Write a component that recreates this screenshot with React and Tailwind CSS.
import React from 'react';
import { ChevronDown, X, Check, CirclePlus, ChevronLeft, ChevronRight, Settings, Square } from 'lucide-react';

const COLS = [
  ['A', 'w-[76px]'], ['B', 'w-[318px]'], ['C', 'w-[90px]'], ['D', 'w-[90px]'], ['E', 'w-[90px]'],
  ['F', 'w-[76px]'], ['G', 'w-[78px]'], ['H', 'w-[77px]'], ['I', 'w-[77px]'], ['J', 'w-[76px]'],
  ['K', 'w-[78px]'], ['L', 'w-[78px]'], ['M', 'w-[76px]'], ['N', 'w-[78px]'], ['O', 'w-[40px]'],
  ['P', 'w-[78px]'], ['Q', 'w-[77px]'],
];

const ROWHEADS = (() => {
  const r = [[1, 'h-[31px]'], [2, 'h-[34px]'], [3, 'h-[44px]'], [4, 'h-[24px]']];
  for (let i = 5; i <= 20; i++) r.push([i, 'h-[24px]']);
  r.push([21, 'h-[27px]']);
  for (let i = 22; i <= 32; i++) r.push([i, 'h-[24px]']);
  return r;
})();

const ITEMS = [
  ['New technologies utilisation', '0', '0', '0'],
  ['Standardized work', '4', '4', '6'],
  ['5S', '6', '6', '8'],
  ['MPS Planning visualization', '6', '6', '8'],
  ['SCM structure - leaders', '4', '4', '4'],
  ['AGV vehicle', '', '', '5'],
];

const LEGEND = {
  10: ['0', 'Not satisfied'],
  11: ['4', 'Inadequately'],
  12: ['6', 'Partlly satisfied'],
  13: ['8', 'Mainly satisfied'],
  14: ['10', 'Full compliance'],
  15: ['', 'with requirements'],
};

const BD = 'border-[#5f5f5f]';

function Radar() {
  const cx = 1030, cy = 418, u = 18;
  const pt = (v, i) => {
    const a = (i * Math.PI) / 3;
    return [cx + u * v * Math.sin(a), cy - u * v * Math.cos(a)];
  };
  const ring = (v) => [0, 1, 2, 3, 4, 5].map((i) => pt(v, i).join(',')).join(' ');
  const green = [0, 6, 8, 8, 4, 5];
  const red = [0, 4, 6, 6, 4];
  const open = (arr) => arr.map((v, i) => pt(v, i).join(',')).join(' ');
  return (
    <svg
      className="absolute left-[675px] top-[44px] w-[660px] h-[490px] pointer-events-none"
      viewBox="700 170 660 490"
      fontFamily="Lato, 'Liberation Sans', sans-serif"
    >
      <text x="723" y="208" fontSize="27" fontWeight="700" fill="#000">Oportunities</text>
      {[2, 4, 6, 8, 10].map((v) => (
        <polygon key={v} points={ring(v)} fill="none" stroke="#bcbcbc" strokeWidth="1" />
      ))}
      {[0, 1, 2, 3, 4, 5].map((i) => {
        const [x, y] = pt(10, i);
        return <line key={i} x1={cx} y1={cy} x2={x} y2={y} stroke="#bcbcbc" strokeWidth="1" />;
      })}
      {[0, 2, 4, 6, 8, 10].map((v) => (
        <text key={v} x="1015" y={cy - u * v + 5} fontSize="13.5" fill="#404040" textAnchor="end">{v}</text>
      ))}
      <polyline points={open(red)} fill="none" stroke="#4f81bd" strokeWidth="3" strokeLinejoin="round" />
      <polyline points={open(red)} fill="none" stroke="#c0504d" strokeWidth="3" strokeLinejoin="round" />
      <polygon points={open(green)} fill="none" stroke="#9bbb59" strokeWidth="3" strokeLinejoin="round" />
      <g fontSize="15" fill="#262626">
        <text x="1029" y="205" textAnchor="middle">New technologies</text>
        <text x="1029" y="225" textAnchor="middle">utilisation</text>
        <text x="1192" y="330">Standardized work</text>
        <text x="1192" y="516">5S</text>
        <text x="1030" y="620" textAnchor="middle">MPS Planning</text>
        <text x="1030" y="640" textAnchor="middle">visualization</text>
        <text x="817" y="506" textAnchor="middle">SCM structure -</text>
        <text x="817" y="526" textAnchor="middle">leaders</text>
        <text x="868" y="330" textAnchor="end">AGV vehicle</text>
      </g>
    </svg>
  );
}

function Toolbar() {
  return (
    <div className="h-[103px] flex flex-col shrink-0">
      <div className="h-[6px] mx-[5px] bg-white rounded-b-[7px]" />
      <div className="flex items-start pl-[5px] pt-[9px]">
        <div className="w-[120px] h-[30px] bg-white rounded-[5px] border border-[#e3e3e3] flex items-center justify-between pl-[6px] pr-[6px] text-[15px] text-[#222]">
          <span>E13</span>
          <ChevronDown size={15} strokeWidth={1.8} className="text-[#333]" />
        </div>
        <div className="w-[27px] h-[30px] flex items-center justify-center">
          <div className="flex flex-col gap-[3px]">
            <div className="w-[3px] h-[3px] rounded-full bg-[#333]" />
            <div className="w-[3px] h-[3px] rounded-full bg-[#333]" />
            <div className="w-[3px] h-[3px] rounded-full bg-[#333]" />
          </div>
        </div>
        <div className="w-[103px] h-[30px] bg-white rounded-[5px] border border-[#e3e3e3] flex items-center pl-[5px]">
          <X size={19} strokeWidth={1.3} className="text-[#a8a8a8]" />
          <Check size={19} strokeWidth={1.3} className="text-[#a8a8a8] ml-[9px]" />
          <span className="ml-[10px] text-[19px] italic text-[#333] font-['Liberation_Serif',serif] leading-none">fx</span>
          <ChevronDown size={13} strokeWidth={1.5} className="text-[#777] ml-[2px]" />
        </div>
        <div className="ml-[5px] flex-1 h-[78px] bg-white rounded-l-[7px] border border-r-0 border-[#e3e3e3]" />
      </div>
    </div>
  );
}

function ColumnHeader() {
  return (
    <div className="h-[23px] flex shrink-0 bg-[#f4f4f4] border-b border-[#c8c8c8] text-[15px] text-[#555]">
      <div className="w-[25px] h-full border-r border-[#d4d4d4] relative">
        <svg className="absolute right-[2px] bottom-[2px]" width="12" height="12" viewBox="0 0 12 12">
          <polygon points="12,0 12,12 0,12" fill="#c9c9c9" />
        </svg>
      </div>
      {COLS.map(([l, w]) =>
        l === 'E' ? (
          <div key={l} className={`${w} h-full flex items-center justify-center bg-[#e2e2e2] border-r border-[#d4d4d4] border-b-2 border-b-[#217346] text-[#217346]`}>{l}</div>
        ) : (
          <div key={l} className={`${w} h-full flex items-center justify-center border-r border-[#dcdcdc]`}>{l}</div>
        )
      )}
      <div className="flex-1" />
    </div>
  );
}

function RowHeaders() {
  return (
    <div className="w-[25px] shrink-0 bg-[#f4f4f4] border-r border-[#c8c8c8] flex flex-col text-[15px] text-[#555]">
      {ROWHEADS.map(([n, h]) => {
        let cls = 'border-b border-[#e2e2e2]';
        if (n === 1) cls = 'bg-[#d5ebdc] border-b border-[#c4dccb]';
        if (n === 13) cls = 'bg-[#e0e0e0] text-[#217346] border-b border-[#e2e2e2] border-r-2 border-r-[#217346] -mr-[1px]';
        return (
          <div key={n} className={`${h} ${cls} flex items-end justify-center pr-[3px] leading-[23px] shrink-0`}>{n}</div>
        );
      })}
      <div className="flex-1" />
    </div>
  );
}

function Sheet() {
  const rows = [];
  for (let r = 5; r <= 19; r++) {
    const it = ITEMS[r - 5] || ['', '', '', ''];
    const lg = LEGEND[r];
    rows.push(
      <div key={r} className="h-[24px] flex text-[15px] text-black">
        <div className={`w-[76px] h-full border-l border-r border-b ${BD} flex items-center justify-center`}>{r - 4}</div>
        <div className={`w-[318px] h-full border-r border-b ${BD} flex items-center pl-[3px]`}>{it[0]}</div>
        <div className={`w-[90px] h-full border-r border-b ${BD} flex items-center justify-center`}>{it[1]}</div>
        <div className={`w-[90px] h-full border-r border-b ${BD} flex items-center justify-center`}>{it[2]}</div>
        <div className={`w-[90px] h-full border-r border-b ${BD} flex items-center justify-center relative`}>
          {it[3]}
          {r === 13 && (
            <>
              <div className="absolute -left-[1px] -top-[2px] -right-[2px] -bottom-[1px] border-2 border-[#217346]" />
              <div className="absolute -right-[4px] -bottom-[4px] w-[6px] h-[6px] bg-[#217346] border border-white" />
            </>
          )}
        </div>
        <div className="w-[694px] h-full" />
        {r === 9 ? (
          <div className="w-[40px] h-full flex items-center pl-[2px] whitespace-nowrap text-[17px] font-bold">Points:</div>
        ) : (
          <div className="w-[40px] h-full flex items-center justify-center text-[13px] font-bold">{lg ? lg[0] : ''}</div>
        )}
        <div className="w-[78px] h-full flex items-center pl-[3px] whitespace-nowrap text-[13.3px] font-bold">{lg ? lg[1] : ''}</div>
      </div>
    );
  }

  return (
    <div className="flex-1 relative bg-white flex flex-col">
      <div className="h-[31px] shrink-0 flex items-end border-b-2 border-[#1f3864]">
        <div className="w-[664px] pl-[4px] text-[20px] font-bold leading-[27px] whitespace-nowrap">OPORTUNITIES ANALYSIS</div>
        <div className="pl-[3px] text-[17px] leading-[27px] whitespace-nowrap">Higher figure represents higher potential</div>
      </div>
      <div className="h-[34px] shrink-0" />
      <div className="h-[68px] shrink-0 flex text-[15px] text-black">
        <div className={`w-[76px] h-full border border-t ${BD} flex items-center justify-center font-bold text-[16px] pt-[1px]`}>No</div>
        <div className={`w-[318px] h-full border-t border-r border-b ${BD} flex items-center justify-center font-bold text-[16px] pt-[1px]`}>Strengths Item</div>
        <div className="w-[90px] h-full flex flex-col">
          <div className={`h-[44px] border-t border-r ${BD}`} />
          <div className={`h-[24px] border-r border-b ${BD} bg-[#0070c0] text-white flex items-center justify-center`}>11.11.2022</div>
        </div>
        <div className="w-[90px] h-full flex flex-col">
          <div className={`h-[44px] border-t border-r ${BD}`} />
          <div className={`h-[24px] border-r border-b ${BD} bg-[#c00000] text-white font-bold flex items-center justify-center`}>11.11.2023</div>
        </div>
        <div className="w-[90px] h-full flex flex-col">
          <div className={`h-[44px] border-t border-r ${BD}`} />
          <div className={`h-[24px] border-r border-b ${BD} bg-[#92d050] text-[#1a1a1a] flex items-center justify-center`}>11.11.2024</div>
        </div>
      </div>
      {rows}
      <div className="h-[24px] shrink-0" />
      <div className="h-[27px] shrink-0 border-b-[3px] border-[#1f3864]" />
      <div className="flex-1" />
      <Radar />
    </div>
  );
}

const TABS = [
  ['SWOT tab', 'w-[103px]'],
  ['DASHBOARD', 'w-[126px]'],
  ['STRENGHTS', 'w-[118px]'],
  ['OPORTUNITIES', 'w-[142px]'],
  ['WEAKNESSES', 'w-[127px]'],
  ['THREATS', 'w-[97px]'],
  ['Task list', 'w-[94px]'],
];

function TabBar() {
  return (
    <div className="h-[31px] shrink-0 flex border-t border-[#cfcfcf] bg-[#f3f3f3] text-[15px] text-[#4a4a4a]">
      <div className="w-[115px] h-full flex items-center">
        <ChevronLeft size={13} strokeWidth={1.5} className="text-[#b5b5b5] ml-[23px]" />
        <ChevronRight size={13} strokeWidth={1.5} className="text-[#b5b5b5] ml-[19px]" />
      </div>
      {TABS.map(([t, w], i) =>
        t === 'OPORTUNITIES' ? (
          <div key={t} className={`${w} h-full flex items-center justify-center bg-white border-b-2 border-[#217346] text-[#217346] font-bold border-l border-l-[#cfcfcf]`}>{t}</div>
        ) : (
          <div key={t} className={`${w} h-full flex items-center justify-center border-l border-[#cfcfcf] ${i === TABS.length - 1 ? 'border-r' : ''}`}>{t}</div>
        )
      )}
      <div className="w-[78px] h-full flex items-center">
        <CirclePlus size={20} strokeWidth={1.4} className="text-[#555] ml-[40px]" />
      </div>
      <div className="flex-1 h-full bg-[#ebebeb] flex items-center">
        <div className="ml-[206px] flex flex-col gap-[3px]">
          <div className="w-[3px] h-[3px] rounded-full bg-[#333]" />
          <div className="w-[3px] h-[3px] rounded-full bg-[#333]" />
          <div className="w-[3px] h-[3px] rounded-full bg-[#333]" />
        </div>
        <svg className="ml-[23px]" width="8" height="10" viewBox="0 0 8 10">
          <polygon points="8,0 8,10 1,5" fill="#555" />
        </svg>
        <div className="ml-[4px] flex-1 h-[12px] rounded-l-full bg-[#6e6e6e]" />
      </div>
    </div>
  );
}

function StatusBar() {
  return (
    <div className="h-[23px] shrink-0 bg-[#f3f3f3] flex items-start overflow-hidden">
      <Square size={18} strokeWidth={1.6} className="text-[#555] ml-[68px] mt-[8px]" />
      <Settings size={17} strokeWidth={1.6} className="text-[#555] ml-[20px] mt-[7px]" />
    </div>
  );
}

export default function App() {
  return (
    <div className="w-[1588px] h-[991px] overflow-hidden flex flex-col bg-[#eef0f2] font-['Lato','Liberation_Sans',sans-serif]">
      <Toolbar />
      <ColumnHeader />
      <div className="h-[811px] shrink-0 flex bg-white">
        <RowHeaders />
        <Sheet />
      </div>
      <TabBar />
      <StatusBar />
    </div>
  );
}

**Problem:** Everything from the first line of the material through the line containing "ChevronRight, Settings, Square" is to be printed exactly; lines after that are to be left out.

**Response:**
Write a component that recreates this screenshot with React and Tailwind CSS.
import React from 'react';
import { ChevronDown, X, Check, CirclePlus, ChevronLeft, ChevronRight, Settings, Square } from 'lucide-react';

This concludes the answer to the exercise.